Кузен смотрел на нее со своим обычным ленивым безразличием.
– Ты хочешь, чтобы я повторил всеобщие сплетни?
– Совершенно верно – если они касаются моего брата.
– Он вряд ли поблагодарит меня. – Майлз прислонился к стене и пожал плечами. – Понимаешь, Эл, в этом нет на самом деле ничего скандального, так что выбрось из головы. Может быть, это и опрометчиво, но ему по карману.
– Что по карману? – спросила она.
По правде говоря, Люк вызывал у нее беспокойство. Раньше в его облике иногда можно было увидеть радость жизни. Теперь он проводил долгие часы в задумчивости у себя в кабинете или уходил из дома. Хотя их мать не говорила об этом, но Элизабет знала, что и она тоже не одобряет его отсутствия по ночам и его развлечений.

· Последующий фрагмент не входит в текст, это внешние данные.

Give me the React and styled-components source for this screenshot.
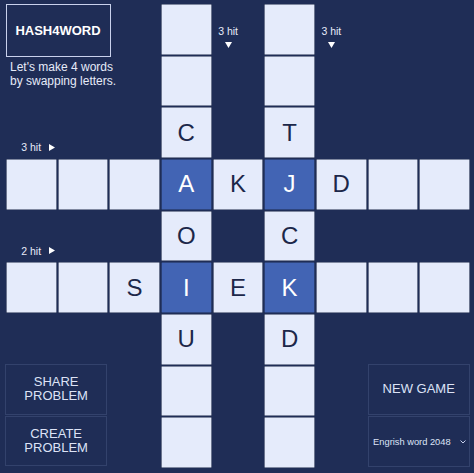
import React from "react";
import styled, { createGlobalStyle } from "styled-components";

const Global = createGlobalStyle`
  html, body { margin: 0; padding: 0; background: #1f2d56; }
  body { font-family: "Liberation Sans", Arial, sans-serif; }
`;

const Page = styled.div`
  width: 474px;
  height: 473px;
  background: #1f2d56;
  overflow: hidden;
  box-sizing: border-box;
  padding: 4px 0 0 6px;
`;

const Board = styled.div`
  display: grid;
  grid-template-columns: repeat(9, 50.6px);
  grid-template-rows: repeat(9, 50.6px);
  gap: 1.07px;
`;

const Cell = styled.div`
  grid-row: ${(p) => p.$r + 1};
  grid-column: ${(p) => p.$c + 1};
  background: ${(p) => (p.$hl ? "#4264b4" : "#e5ebfb")};
  color: ${(p) => (p.$hl ? "#ffffff" : "#1c2749")};
  box-shadow: inset 0 0 0 0.6px #1a2647;
  display: flex;
  align-items: center;
  justify-content: center;
  font-size: 24px;
  line-height: 1;
  user-select: none;
`;

const TitleBox = styled.div`
  grid-row: 1;
  grid-column: 1 / span 2;
  justify-self: start;
  align-self: start;
  width: 105px;
  height: 53px;
  margin-left: -0.5px;
  box-sizing: border-box;
  border: 1px solid #c9d1ec;
  display: flex;
  align-items: center;
  justify-content: center;
  color: #ffffff;
  font-weight: bold;
  font-size: 13px;
`;

const Desc = styled.div`
  grid-row: 2;
  grid-column: 1 / span 3;
  align-self: start;
  padding: 4.5px 0 0 4px;
  color: #e6ebf9;
  font-size: 12px;
  line-height: 14px;
  white-space: nowrap;
  z-index: 1;
`;

const RowHint = styled.div`
  grid-row: ${(p) => p.$r + 1};
  grid-column: 1;
  align-self: end;
  justify-self: end;
  margin-right: 1.5px;
  margin-bottom: 4.5px;
  display: flex;
  align-items: center;
  gap: 8px;
  color: #e6ebf9;
  font-size: 10.5px;
  line-height: 12px;
`;

const ColHint = styled.div`
  grid-row: 1;
  grid-column: ${(p) => p.$c + 1};
  align-self: start;
  justify-self: start;
  margin-left: 5.5px;
  margin-top: 20.5px;
  display: flex;
  flex-direction: column;
  align-items: center;
  gap: 5px;
  color: #e6ebf9;
  font-size: 10.5px;
  line-height: 12px;
`;

const Arrow = styled.svg`
  display: block;
  fill: #ffffff;
`;

const Button = styled.div`
  grid-row: ${(p) => p.$r + 1};
  grid-column: ${(p) => p.$c + 1} / span 2;
  margin: -1.5px ${(p) => (p.$c === 0 ? "1px" : "0")} 1.5px ${(p) => (p.$c === 0 ? "-1px" : "0")};
  box-sizing: border-box;
  border: 1px solid #33426c;
  display: flex;
  align-items: center;
  justify-content: center;
  text-align: center;
  color: #dde3f6;
  font-size: 13px;
  line-height: 14.5px;
  cursor: pointer;
`;

const SelectBox = styled.div`
  grid-row: 9;
  grid-column: 8 / span 2;
  margin: -1px 0 1px 0;
  box-sizing: border-box;
  border: 1px solid #33426c;
  display: flex;
  align-items: center;
  justify-content: space-between;
  padding: 0 2.5px 0 4.5px;
  color: #dde3f6;
  font-size: 9.3px;
  white-space: nowrap;
  cursor: pointer;
`;

const Chevron = styled.svg`
  display: block;
  flex: none;
  stroke: #c9d1ec;
  fill: none;
`;

const letters = {
  "2,3": "C", "3,3": "A", "4,3": "O", "5,3": "I", "6,3": "U",
  "2,5": "T", "3,5": "J", "4,5": "C", "5,5": "K", "6,5": "D",
  "3,4": "K", "3,6": "D",
  "5,2": "S", "5,4": "E",
};

const RightTri = () => (
  <Arrow width="6" height="7" viewBox="0 0 6 7">
    <polygon points="0,0 6,3.5 0,7" />
  </Arrow>
);

const DownTri = () => (
  <Arrow width="7" height="6" viewBox="0 0 7 6">
    <polygon points="0,0 7,0 3.5,6" />
  </Arrow>
);

export default function App() {
  const cells = [];
  for (let r = 0; r < 9; r++) {
    for (let c = 0; c < 9; c++) {
      if (c === 3 || c === 5 || r === 3 || r === 5) {
        const hl = (r === 3 || r === 5) && (c === 3 || c === 5);
        cells.push(
          <Cell key={`${r}-${c}`} $r={r} $c={c} $hl={hl}>
            {letters[`${r},${c}`] || ""}
          </Cell>
        );
      }
    }
  }
  return (
    <Page>
      <Global />
      <Board>
        <TitleBox>HASH4WORD</TitleBox>
        <Desc>
          Let's make 4 words
          <br />
          by swapping letters.
        </Desc>
        <ColHint $c={4}>
          <span>3 hit</span>
          <DownTri />
        </ColHint>
        <ColHint $c={6}>
          <span>3 hit</span>
          <DownTri />
        </ColHint>
        <RowHint $r={2}>
          <span>3 hit</span>
          <RightTri />
        </RowHint>
        <RowHint $r={4}>
          <span>2 hit</span>
          <RightTri />
        </RowHint>
        {cells}
        <Button $r={7} $c={0}>
          SHARE
          <br />
          PROBLEM
        </Button>
        <Button $r={8} $c={0}>
          CREATE
          <br />
          PROBLEM
        </Button>
        <Button $r={7} $c={7}>NEW GAME</Button>
        <SelectBox>
          <span>Engrish word 2048</span>
          <Chevron width="6" height="4" viewBox="0 0 6 4">
            <polyline points="0.5,0.5 3,3 5.5,0.5" strokeWidth="1" />
          </Chevron>
        </SelectBox>
      </Board>
    </Page>
  );
}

– Люк снимет с меня голову, если я расскажу тебе. Понимаешь, существует джентльменский кодекс.
– Кодекс? – повторила она, фыркнув, что могло показаться неприличным для леди. – Разве не ты тот джентльмен, который засунул лягушку мне в постель?
– Мне было десять лет.
Но он рассмеялся.
На самом деле, решила Элизабет, когда он вот так смеется, то действительно выглядит красавцем. Очень хороши его темно-каштановые волосы и глаза, такие светло-карие, что кажутся почти золотистыми. Их уже нельзя назвать неопределенными, как она считала когда-то. Быть может, хихикающие юные простушки не так уж и глупы. Несмотря на его досадную склонность казаться нарочито бестолковым и неустанно дразнить ее, он обладает определенным шармом. В детстве это очень пригождалось им. Его умные объяснения не один раз спасали их от серьезных неприятностей.
Она сказала язвительно:
– Люк может снять голову и с меня за то, что я сую нос в его деланно я все равно спрашиваю. Так скажи мне, что он такое сделал? Что ему по карману, но чего ему не следовало делать?
– Поставил двадцать тысяч в пари на одну взятку из двух карт.
Элизабет заморгала.
– Двадцать тысяч?!
Огромная сумма. Она не была посвящена в денежные дела брата, но это не имело значения. Двадцать тысяч – значительная сумма.
Майлз бросил на нее презрительный взгляд.